The journalism and media industries have changed wildly throughout Murray’s career. Just like the sensational title of his lecture, he stressed that the business model for journalism is now about gathering a larger audience.

“There has been a desperate search for eyeballs because eyeballs are the way you get more ad dollars,” Murray said. “I think that has had a negative effect on the quality of the journalism. The kind of things you do to get eyeballs aren’t the kind of thing you would do to ensure the quality of the coverage.”

High-quality coverage is more important now than ever, Murray said. He warned that facts are under attack, which is an issue that transcends the election of President Trump.

“Yes, (Trump) has a peculiar attitude toward facts, but I think the problem we have as a society predated his election and will continue long after he is gone,” Murray said.

He said the trend away from listening to facts and toward listening to what one wants to hear is concerning.

“I do believe that facts are the most important building blocks of a successful society,” Murray said. “The discovery of facts is the first step in our legal process and understanding of facts is critical to the democratic process. A common understanding of facts is they key to being able to work together in our communities and in our nation.”

Reynolds said she respected how Murray didn’t talk about political controversy and instead stuck to how the political climate is affecting facts.

“I really appreciated how he began and immediately took politics out of the equation when he was discussing truth,” Reynolds said.

Chris Roush, dean of the School of Communications, said Murray has a track record of commitment to quality amidst changes in the industry, and that this is something aspiring communications students can learn from.

Connor Lawless
Dean of the School of Communications Chris Roush interviewed Murray about his career in journalism.

“Alan has done such a wide variety of things in journalism,” Roush said. “From helping the Wall Street Journal launch its website, to running the Pew Research Center, to helping to sell Fortune to (billionaire Chatchaval Jiravanon) — he’s really at the forefront of what the media companies need to be doing these days.”
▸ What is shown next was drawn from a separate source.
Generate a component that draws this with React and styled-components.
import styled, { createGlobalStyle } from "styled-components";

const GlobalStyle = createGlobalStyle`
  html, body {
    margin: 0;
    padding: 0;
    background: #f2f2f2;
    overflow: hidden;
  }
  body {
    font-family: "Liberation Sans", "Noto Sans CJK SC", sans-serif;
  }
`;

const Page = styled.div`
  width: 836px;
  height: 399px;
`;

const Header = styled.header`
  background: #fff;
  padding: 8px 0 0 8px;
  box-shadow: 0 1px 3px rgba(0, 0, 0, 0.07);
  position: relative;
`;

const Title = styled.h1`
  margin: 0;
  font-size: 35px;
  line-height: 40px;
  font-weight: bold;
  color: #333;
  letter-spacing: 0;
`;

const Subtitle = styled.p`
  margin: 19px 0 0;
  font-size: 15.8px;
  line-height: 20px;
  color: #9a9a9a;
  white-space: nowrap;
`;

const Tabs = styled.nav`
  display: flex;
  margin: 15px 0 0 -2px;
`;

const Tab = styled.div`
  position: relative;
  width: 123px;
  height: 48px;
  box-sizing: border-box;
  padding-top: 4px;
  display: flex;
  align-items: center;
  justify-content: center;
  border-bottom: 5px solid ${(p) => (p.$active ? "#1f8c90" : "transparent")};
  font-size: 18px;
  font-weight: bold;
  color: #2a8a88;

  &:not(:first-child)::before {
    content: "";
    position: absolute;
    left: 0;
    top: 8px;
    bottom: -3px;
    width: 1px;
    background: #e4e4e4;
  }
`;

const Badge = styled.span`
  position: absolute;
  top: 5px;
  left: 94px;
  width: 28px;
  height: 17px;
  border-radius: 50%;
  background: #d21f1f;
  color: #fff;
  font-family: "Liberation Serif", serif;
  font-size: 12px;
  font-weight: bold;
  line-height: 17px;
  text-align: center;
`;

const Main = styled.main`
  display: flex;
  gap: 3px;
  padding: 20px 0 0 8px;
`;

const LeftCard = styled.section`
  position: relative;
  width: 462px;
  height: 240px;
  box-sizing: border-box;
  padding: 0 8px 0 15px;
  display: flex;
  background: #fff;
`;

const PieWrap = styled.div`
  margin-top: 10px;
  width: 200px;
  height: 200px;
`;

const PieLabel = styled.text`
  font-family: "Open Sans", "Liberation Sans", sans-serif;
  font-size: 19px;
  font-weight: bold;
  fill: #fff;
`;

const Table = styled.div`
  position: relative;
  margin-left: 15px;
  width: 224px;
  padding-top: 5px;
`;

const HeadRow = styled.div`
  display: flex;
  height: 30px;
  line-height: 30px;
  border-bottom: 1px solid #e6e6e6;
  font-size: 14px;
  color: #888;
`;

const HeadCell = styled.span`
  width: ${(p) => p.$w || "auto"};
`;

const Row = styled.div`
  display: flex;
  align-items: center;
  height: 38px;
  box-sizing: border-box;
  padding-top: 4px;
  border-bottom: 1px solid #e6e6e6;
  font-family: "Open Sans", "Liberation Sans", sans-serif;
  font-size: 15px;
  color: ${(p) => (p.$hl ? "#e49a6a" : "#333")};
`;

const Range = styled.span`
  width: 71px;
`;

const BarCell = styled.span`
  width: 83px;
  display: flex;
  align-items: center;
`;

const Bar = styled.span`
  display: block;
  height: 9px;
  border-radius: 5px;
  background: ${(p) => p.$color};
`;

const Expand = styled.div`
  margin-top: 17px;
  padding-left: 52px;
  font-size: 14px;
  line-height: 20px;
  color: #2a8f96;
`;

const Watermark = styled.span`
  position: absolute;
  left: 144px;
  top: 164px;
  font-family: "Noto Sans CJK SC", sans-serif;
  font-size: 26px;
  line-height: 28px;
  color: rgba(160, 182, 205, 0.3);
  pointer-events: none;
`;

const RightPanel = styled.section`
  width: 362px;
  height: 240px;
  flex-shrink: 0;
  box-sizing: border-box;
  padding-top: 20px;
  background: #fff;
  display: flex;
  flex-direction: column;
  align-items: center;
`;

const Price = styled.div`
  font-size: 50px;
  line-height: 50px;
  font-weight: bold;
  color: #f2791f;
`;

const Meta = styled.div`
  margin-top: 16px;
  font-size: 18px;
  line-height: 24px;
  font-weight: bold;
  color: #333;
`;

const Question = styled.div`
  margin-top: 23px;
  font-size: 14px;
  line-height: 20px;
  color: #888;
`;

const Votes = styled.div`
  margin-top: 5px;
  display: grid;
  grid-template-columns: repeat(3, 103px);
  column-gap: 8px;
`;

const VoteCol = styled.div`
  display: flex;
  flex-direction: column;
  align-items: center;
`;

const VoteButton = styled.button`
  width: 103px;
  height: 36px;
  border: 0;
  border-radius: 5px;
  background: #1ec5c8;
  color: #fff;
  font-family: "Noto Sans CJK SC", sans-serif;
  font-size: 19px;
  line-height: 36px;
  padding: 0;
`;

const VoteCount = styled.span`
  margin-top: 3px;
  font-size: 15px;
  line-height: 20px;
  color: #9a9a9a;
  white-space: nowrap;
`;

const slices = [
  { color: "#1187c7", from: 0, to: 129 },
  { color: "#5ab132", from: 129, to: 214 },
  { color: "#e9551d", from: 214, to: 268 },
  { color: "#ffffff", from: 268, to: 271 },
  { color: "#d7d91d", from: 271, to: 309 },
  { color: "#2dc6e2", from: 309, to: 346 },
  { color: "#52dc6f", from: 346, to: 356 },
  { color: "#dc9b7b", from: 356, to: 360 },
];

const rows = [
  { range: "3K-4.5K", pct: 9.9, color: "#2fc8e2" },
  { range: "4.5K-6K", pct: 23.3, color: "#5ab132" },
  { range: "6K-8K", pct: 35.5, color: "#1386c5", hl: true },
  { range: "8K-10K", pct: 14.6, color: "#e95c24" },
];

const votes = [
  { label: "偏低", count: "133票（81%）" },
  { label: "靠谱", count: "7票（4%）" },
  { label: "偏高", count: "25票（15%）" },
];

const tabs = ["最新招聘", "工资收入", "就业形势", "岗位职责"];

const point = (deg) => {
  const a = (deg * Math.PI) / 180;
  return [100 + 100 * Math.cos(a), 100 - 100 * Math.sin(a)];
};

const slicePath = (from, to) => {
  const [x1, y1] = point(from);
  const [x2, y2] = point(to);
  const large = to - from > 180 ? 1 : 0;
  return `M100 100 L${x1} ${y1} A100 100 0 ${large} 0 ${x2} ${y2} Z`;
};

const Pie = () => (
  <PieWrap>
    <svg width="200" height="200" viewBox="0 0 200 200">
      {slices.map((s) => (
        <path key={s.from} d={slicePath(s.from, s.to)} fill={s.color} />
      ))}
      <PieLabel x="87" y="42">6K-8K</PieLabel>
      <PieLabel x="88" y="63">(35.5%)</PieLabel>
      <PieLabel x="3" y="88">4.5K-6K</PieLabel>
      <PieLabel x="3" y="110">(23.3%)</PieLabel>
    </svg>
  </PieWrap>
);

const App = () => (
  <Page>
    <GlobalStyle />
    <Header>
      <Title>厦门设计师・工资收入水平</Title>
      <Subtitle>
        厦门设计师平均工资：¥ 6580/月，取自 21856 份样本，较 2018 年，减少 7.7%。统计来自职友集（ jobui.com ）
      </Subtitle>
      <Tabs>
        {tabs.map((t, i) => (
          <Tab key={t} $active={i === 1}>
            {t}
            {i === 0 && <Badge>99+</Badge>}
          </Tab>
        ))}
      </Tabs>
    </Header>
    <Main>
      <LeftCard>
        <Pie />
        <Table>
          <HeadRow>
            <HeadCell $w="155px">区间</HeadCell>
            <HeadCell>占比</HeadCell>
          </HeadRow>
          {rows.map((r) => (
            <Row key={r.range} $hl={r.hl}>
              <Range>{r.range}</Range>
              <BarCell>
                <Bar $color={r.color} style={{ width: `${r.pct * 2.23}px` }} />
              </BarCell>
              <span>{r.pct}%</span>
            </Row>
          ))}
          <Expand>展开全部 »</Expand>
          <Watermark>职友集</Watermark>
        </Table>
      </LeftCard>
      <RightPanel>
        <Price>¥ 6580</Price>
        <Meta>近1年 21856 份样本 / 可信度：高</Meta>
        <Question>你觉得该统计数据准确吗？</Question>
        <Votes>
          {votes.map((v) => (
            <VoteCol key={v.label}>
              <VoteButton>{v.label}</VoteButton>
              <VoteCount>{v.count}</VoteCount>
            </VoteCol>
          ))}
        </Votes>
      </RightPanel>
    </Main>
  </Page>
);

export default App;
Murray said the Fortune’s website is moving to enact a paywall, which would force readers to subscribe for certain content. Murray said this is something that media companies should have enacted in the mid-1990s before readers became accustomed to free online content.
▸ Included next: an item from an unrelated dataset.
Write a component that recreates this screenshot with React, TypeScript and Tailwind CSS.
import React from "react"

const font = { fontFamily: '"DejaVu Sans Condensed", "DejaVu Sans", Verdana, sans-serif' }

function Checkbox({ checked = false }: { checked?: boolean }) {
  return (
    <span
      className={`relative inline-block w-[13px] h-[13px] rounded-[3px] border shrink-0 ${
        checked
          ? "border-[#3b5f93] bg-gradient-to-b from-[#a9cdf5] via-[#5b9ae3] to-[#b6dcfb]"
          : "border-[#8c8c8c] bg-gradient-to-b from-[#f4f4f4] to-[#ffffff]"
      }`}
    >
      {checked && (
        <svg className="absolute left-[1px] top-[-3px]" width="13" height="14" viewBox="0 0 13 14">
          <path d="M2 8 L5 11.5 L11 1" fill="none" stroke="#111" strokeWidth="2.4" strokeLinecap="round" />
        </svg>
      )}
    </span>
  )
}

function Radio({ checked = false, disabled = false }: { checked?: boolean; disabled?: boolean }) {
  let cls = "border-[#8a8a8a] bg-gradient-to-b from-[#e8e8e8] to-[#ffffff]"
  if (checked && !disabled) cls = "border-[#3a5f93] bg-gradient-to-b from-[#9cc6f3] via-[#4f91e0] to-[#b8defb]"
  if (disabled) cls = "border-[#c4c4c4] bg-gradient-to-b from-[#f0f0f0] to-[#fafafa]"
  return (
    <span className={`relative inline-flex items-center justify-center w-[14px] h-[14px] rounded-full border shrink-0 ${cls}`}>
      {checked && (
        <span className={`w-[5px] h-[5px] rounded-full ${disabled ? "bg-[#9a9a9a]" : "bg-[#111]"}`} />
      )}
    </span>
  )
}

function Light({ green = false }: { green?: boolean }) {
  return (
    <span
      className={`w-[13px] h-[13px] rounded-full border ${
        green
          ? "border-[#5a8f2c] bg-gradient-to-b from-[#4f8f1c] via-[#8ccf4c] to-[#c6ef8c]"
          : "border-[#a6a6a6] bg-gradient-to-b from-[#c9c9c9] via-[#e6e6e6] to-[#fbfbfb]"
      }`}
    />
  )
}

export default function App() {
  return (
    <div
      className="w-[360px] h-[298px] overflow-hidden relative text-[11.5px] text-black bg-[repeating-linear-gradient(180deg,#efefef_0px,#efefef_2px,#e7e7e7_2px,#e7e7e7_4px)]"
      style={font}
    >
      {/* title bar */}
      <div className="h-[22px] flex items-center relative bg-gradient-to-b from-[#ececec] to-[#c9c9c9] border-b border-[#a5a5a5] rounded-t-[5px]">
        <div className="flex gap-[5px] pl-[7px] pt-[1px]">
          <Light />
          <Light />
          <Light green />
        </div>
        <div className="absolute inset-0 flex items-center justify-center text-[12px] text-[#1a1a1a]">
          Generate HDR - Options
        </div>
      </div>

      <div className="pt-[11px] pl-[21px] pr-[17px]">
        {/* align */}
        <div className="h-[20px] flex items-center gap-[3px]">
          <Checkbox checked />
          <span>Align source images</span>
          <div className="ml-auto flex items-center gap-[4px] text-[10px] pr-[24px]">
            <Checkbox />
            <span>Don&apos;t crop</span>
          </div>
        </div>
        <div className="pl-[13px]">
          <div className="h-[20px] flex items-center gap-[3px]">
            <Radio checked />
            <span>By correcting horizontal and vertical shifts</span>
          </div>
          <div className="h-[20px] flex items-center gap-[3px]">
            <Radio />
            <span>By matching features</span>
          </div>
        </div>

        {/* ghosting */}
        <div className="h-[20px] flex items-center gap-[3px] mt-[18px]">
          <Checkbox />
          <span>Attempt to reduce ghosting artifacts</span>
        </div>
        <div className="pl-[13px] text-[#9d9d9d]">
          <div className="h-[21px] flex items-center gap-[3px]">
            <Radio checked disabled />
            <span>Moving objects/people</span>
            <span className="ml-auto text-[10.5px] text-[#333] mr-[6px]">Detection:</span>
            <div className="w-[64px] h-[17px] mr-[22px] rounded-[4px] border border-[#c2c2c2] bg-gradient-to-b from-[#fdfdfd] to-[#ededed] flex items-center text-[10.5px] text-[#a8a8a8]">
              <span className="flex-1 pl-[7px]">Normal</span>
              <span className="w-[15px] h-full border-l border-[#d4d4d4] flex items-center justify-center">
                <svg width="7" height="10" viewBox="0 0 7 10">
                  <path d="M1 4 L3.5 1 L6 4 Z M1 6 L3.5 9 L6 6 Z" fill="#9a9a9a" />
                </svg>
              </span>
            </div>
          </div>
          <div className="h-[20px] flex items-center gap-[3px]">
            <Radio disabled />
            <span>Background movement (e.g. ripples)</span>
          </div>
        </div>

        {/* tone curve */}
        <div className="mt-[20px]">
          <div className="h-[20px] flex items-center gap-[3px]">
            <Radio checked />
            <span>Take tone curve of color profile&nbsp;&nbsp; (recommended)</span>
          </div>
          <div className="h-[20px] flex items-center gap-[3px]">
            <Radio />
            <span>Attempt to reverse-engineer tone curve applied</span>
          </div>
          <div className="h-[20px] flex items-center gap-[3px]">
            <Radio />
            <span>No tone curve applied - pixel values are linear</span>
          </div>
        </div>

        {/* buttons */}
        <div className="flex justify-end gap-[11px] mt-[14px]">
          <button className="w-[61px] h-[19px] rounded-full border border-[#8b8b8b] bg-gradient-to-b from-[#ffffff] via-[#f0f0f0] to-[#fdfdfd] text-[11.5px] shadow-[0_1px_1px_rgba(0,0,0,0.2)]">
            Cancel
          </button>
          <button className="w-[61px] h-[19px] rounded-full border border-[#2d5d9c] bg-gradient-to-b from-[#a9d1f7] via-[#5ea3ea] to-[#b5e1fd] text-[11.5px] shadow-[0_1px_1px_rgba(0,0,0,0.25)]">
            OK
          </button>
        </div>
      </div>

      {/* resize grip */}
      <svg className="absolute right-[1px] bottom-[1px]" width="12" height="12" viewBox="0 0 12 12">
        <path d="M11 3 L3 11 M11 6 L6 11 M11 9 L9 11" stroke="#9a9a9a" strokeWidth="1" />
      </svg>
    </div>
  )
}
Members of the audience pressed Murray about how this additional barrier to factual information would negatively impact the average reader, forcing them to turn to social media for free, but not always factual news.

“We’re not talking about huge amounts of money,” Murray said. “Most people spend more money on their coffee every day than we will be asking them to spend on any of their news organizations.”

In an era when media companies are turning to billionaires, ad dollars and paywalls to fund them, and “fake news” is a household phrase, journalists find themselves in a quandary Murray said.

“This is one of the hardest parts of the change because it’s consumer choice,” Murray said. “People are getting the news that they want and you can’t really fault the news organizations for giving them what they want.”

Roush asked Murray how he could get his 79-year-old mother to stop reading Facebook for her news.

“She doesn’t want facts,” Roush said. “She just wants to read what she wants to read.”

Murray said that in order to survive as a society, “We will need to get beyond that” and educate people about what is factual and what is not.

Kerry Deasy, a freshman English major, said the accessibility of sources like Facebook makes the jobs of professional journalists challenging.

“It’s even more difficult now as real journalists have to work even harder to compensate for the availability and the appeal of the news that comes so freely from sources like Facebook or other social media even though it may not be as accurate as it should be,” Deasy said.

Murray believes it is possible to move past this era of assaulting facts because of the promising conversations he has had with young aspiring journalists.

“The first step toward solving the problem is recognizing we have a problem,” Murray said. “And if young people are at the forefront of that movement, that’s great.”

Reynolds agreed that truth isn’t truly dead yet.

“As long as there are journalists and consumers who value truth it will remain in society regardless of the fact that there will also be lies intertwined with the truth,” Reynolds said.